Begin Data lines

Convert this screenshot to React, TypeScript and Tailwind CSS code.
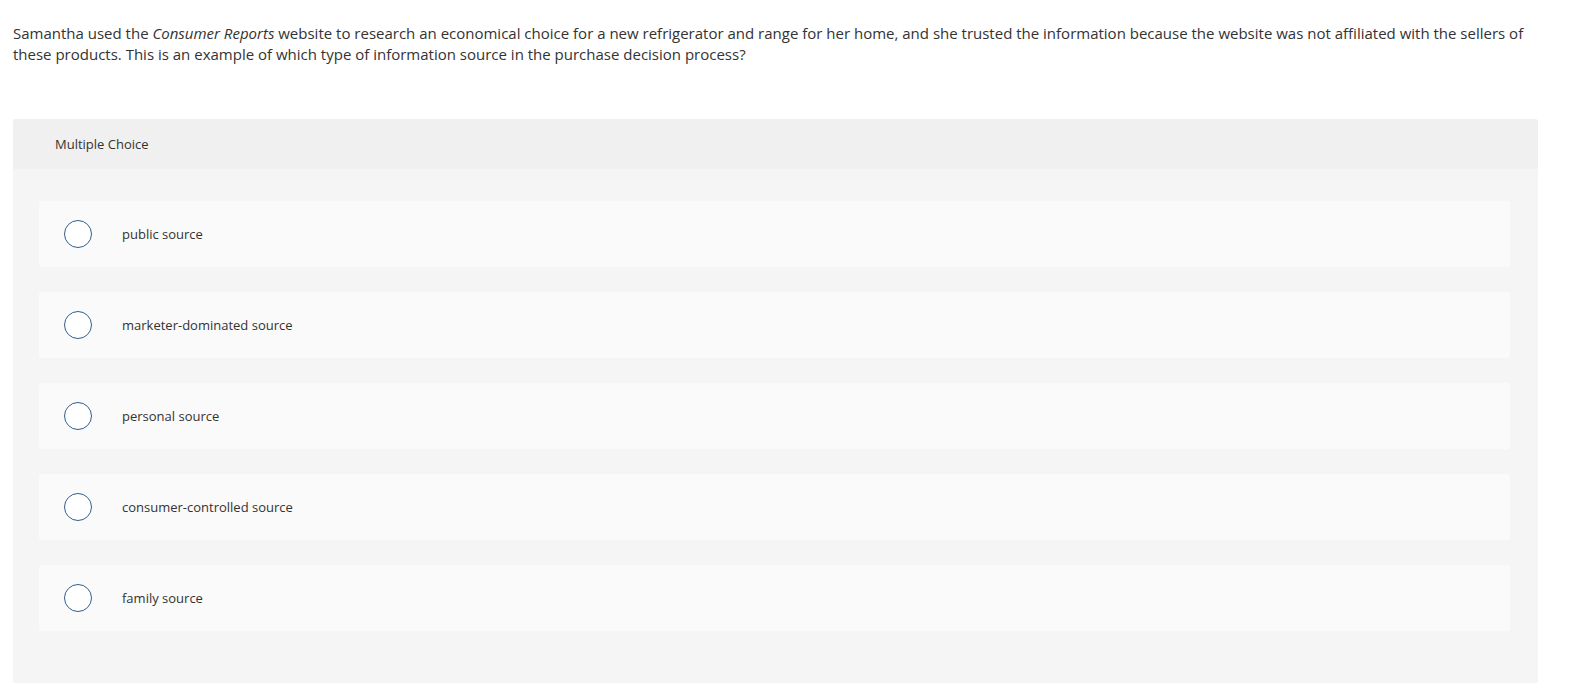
const OPTIONS = [
  "public source",
  "marketer-dominated source",
  "personal source",
  "consumer-controlled source",
  "family source",
];

export default function App() {
  return (
    <div className="min-h-screen bg-white text-[#333] font-['Open_Sans','Lato',sans-serif]">
      <div className="px-[13px] pt-[23px] pr-[30px] text-[15px] leading-[21px]">
        Samantha used the <i>Consumer Reports</i> website to research an economical choice for a new
        refrigerator and range for her home, and she trusted the information because the website was not
        affiliated with the sellers of these products. This is an example of which type of information source in
        the purchase decision process?
      </div>

      <div className="mt-[54px] ml-[13px] w-[1525px] rounded-t-[3px] overflow-hidden bg-[#f5f5f5]">
        <div className="h-[50px] bg-[#f0f0f0] flex items-center pl-[42px] text-[13px] pt-[1px]">Multiple Choice</div>
        <div className="pt-[32px] pb-[60px] px-[26px] flex flex-col gap-[25px]">
          {OPTIONS.map((o) => (
            <div key={o} className="h-[66px] w-[1471px] rounded-[3px] bg-[#fafafa] flex items-center pl-[25px]">
              <span className="w-[28px] h-[28px] rounded-full border-[1.5px] border-[#2f5f8f] bg-white shrink-0" />
              <span className="ml-[30px] text-[13px] pt-[1px]">{o}</span>
            </div>
          ))}
        </div>
      </div>
    </div>
  );
}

End Data lines

- Written request -
Please transcribe the material above exactly as written. Leave the pictures out.

- Answer to the task -
Convert this screenshot to React, TypeScript and Tailwind CSS code.
const OPTIONS = [
  "public source",
  "marketer-dominated source",
  "personal source",
  "consumer-controlled source",
  "family source",
];

export default function App() {
  return (
    <div className="min-h-screen bg-white text-[#333] font-['Open_Sans','Lato',sans-serif]">
      <div className="px-[13px] pt-[23px] pr-[30px] text-[15px] leading-[21px]">
        Samantha used the <i>Consumer Reports</i> website to research an economical choice for a new
        refrigerator and range for her home, and she trusted the information because the website was not
        affiliated with the sellers of these products. This is an example of which type of information source in
        the purchase decision process?
      </div>

      <div className="mt-[54px] ml-[13px] w-[1525px] rounded-t-[3px] overflow-hidden bg-[#f5f5f5]">
        <div className="h-[50px] bg-[#f0f0f0] flex items-center pl-[42px] text-[13px] pt-[1px]">Multiple Choice</div>
        <div className="pt-[32px] pb-[60px] px-[26px] flex flex-col gap-[25px]">
          {OPTIONS.map((o) => (
            <div key={o} className="h-[66px] w-[1471px] rounded-[3px] bg-[#fafafa] flex items-center pl-[25px]">
              <span className="w-[28px] h-[28px] rounded-full border-[1.5px] border-[#2f5f8f] bg-white shrink-0" />
              <span className="ml-[30px] text-[13px] pt-[1px]">{o}</span>
            </div>
          ))}
        </div>
      </div>
    </div>
  );
}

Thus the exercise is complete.